Но глубоко желанное одиночество всё менее и менее располагало к эпистолярному общению: «Мне представляется, что оно, если и достижимо, то в устной беседе… Больше чем когда-либо любой контакт становится для меня соперничеством с работой, как это бывает со всяким, кто всё более и более занят Одним-единственным, и потому, что-то давая, не важно вовнутрь или наружу, отдает именно это – равно-подобное, Единственное…»

Его самого задевало за живое, до какой степени он не мог позволить себе ничего рискующего, вынужденный быть при самом себе: «Несколько дней назад мне предложили собаку, можешь себе представить, какое это было искушение, особенно если учесть, что при уединенном расположении дома наличие сторожа мало что значит. Однако я сразу почувствовал, что даже одно это потребовало бы слишком сложных контактов при моем отношении к этому другу дома: всё живое, притязающее на что-то, наталкивается во мне на бесконечное признание-его-правоты, из коих следствий выбираться назад для меня неизменно мучительно, когда обнаруживаешь, что отношения эти полностью тебя исчерпали».

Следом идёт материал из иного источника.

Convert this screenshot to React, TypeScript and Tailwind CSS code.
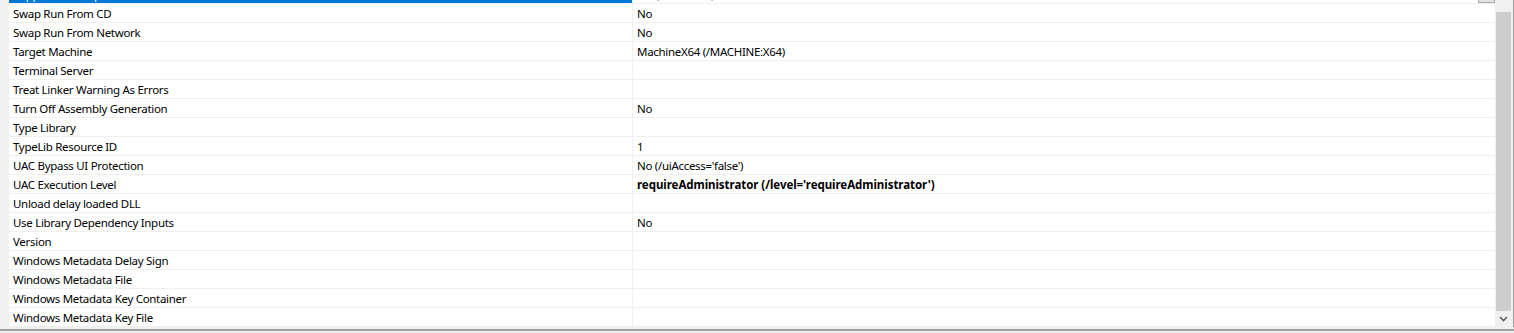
import React from "react";

const rows: { label: string; value: string; bold?: boolean }[] = [
  { label: "Swap Run From CD", value: "No" },
  { label: "Swap Run From Network", value: "No" },
  { label: "Target Machine", value: "MachineX64 (/MACHINE:X64)" },
  { label: "Terminal Server", value: "" },
  { label: "Treat Linker Warning As Errors", value: "" },
  { label: "Turn Off Assembly Generation", value: "No" },
  { label: "Type Library", value: "" },
  { label: "TypeLib Resource ID", value: "1" },
  { label: "UAC Bypass UI Protection", value: "No (/uiAccess='false')" },
  { label: "UAC Execution Level", value: "requireAdministrator (/level='requireAdministrator')", bold: true },
  { label: "Unload delay loaded DLL", value: "" },
  { label: "Use Library Dependency Inputs", value: "No" },
  { label: "Version", value: "" },
  { label: "Windows Metadata Delay Sign", value: "" },
  { label: "Windows Metadata File", value: "" },
  { label: "Windows Metadata Key Container", value: "" },
  { label: "Windows Metadata Key File", value: "" },
];

export default function App() {
  return (
    <div
      className="w-[1514px] h-[333px] bg-[#f0f0f0] flex flex-col overflow-hidden text-[11.5px] tracking-[-0.3px] text-black"
      style={{ fontFamily: "'Noto Sans', 'Segoe UI', sans-serif" }}
    >
      <div className="flex h-[327px]">
        <div className="w-[9px] bg-[#f0f0f0]" />
        <div className="flex-1 flex flex-col bg-white">
          {/* partially visible selected row */}
          <div className="h-[4px] overflow-hidden flex flex-col justify-end">
            <div className="flex h-[19px] shrink-0 border-b border-[#f0f0f0]">
              <div className="w-[624px] bg-[#0078d7] text-white pl-[4px] leading-[19px] border-r border-[#f0f0f0]">
                Suppress Startup Banner
              </div>
              <div className="flex-1 flex pl-[3px] leading-[19px]">
                <span className="flex-1">Yes (/NOLOGO)</span>
                <div className="w-[17px] h-[18px] bg-[#e1e1e1] border border-[#adadad]" />
              </div>
            </div>
          </div>
          {rows.map((r) => (
            <div key={r.label} className="flex h-[19px] border-b border-[#f0f0f0]">
              <div className="w-[624px] pl-[4px] leading-[19px] border-r border-[#f0f0f0] whitespace-nowrap">
                {r.label}
              </div>
              <div
                className={`flex-1 pl-[4px] leading-[19px] whitespace-nowrap ${
                  r.bold ? "font-bold tracking-[-0.05px]" : ""
                }`}
              >
                {r.value}
              </div>
            </div>
          ))}
        </div>
        <div className="w-[17px] bg-[#f0f0f0] flex flex-col">
          <div className="h-[12px]" />
          <div className="mx-[1px] flex-1 bg-[#cdcdcd]" />
          <div className="h-[16px] flex items-center justify-center">
            <svg width="9" height="6" viewBox="0 0 9 6">
              <path d="M1 1 L4.5 4.5 L8 1" stroke="#606060" strokeWidth="1.6" fill="none" />
            </svg>
          </div>
        </div>
        <div className="w-[2px] bg-[#a0a0a0] border-l border-[#f0f0f0]" />
      </div>
      <div className="h-[6px] flex flex-col">
        <div className="h-[2px] bg-[#f0f0f0]" />
        <div className="h-[2px] bg-[#a0a0a0]" />
        <div className="flex-1 bg-[#f0f0f0]" />
      </div>
    </div>
  );
}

В 1897 году в Вольфратсхаузене у него было с собакой (и годы спустя в Риме будет) нечто подобное: тогда его пугала просто перспектива ответственности за столь доверчивое животное, страх нанести ему какой-либо ущерб, сейчас же он опасался потратить на эту маленькую общность больше, нежели мог себе позволить. И все же казалось, будто в его письма вошел легкий звук – словно от глубоко личной заботы или от воспоминания о «родине». В том же письме он рассказывает: «Представляешь, мой маленький рабочий кабинет и маленькая спальня рядом с ним иногда напоминают мне, особенно по вечерам – своим расположением, пропорциями, чем-то, что не поддается выражению – верхние комнаты в шмаргендорфском “Вальдфридене”. <…> Колония маленьких божьих коровок зимует вместе со мной (совершенно так же это, бывало, случалось и в Шмаргендорфе)…» (29 декабря 1921).